WHAT YOU NEED TO DO ▸
Retype exactly what runs from the first line of the data to the line with "import React from 'react';", keeping both of those lines and skipping pictures.

MATERIAL PROVIDED ▸
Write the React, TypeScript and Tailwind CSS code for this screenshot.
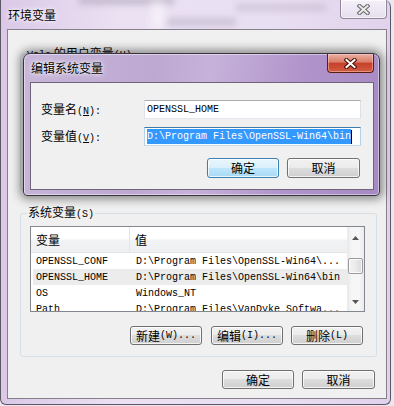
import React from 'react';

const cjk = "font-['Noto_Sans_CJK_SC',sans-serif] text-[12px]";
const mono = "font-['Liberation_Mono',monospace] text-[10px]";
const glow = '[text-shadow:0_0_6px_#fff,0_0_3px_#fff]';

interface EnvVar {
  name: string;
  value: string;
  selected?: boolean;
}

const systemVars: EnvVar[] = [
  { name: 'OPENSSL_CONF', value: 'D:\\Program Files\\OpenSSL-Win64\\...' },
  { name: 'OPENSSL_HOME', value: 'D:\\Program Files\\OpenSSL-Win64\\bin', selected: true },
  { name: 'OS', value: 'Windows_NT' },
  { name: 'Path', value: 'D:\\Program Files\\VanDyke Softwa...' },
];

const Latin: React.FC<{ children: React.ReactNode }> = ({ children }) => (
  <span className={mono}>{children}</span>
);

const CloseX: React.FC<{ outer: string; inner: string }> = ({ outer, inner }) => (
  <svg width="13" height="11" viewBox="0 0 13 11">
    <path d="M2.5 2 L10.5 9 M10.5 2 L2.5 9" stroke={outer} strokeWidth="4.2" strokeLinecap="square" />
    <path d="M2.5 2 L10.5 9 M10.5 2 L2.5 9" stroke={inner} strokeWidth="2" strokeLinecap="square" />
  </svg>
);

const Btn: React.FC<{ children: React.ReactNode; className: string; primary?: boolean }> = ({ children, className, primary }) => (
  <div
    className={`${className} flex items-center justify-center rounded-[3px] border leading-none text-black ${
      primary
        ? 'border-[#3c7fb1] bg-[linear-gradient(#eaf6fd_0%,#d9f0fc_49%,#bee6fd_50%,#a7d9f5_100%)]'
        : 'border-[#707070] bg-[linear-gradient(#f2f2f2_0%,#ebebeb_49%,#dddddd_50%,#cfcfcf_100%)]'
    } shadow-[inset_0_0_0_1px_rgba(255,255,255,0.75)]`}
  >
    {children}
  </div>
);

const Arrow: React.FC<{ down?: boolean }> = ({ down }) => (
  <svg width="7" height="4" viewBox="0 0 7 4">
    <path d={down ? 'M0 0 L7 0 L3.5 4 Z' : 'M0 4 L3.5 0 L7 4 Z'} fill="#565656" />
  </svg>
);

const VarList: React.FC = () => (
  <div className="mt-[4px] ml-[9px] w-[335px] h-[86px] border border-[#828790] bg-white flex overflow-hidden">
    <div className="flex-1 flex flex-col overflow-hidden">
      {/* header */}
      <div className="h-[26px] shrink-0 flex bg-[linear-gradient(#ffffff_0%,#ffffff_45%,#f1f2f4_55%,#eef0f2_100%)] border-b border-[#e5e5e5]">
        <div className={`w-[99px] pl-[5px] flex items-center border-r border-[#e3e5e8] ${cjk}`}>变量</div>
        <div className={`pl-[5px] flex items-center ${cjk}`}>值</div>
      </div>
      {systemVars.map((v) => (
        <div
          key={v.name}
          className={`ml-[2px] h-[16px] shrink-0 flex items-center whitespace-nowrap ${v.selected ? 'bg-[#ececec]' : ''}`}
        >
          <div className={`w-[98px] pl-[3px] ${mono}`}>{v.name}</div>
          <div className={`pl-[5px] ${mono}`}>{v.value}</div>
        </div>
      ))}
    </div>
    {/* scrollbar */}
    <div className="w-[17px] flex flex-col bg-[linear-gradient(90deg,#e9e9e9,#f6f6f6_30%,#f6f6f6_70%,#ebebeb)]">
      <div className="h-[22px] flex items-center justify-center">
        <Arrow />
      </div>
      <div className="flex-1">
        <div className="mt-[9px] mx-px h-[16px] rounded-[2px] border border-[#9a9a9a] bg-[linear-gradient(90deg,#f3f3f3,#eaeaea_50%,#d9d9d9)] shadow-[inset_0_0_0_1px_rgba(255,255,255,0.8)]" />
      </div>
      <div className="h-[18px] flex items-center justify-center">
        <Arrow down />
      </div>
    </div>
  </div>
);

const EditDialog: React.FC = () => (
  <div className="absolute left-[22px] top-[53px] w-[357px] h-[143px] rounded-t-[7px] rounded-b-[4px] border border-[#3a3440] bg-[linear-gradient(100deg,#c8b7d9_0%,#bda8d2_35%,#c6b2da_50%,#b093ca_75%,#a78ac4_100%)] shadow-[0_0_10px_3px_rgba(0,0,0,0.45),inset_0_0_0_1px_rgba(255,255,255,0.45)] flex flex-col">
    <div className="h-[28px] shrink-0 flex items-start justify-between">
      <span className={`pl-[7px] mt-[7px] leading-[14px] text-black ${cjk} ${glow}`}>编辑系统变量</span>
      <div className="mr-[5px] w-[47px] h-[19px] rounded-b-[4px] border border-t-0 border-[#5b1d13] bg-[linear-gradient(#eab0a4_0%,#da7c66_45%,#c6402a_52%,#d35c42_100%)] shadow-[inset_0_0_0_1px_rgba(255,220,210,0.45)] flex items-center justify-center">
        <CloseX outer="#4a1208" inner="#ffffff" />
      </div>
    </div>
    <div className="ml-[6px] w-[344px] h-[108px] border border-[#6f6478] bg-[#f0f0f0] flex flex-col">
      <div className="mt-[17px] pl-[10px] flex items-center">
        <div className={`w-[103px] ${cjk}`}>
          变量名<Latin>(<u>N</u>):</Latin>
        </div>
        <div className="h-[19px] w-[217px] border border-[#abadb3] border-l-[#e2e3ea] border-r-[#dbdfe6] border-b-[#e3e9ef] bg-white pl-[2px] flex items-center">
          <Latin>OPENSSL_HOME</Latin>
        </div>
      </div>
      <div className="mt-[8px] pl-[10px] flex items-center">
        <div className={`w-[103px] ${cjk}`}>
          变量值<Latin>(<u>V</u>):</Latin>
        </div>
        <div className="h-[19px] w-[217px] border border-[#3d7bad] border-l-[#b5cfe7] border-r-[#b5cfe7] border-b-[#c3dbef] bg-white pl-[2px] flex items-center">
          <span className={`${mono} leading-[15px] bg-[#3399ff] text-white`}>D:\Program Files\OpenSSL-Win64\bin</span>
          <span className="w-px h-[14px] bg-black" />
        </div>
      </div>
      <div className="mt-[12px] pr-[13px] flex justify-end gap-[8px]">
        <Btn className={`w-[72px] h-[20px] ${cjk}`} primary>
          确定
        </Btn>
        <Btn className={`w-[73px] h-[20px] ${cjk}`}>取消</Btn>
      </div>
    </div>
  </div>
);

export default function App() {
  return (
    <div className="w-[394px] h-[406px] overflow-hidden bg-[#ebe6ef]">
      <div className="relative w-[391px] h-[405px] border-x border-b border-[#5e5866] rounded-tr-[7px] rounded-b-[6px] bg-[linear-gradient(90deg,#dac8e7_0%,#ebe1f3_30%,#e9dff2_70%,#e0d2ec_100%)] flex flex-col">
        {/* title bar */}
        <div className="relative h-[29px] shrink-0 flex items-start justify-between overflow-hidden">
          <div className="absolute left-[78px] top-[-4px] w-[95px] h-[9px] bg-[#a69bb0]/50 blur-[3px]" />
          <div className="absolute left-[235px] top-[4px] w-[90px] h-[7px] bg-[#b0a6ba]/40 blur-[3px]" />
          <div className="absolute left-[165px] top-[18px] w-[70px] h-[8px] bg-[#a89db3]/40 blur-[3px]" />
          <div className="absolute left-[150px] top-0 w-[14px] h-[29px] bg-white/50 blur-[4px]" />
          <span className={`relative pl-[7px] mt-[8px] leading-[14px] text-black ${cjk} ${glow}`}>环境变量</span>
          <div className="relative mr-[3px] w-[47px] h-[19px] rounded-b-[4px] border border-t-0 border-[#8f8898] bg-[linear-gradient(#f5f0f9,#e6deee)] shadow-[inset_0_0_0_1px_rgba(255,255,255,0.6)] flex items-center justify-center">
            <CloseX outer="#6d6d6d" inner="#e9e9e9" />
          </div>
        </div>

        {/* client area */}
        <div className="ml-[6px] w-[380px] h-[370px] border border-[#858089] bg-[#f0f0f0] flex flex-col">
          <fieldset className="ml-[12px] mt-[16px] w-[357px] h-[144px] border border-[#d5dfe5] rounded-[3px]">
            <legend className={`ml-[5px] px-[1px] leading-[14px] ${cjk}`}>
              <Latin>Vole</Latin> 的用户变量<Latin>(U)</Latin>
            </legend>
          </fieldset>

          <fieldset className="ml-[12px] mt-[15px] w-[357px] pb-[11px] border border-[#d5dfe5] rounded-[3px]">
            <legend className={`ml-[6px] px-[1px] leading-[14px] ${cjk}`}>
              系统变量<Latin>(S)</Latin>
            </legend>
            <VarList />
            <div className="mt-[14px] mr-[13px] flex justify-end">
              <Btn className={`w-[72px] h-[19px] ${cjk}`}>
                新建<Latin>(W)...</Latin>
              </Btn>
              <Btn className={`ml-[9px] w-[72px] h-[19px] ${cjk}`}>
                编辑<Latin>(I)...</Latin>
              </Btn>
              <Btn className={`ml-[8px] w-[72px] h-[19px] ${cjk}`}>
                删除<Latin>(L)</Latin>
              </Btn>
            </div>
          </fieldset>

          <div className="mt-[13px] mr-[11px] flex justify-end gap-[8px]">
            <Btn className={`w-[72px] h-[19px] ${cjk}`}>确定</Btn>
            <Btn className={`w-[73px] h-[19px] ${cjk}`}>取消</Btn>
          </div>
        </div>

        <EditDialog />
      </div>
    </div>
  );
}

EXERCISE SOLUTION ▸
Write the React, TypeScript and Tailwind CSS code for this screenshot.
import React from 'react';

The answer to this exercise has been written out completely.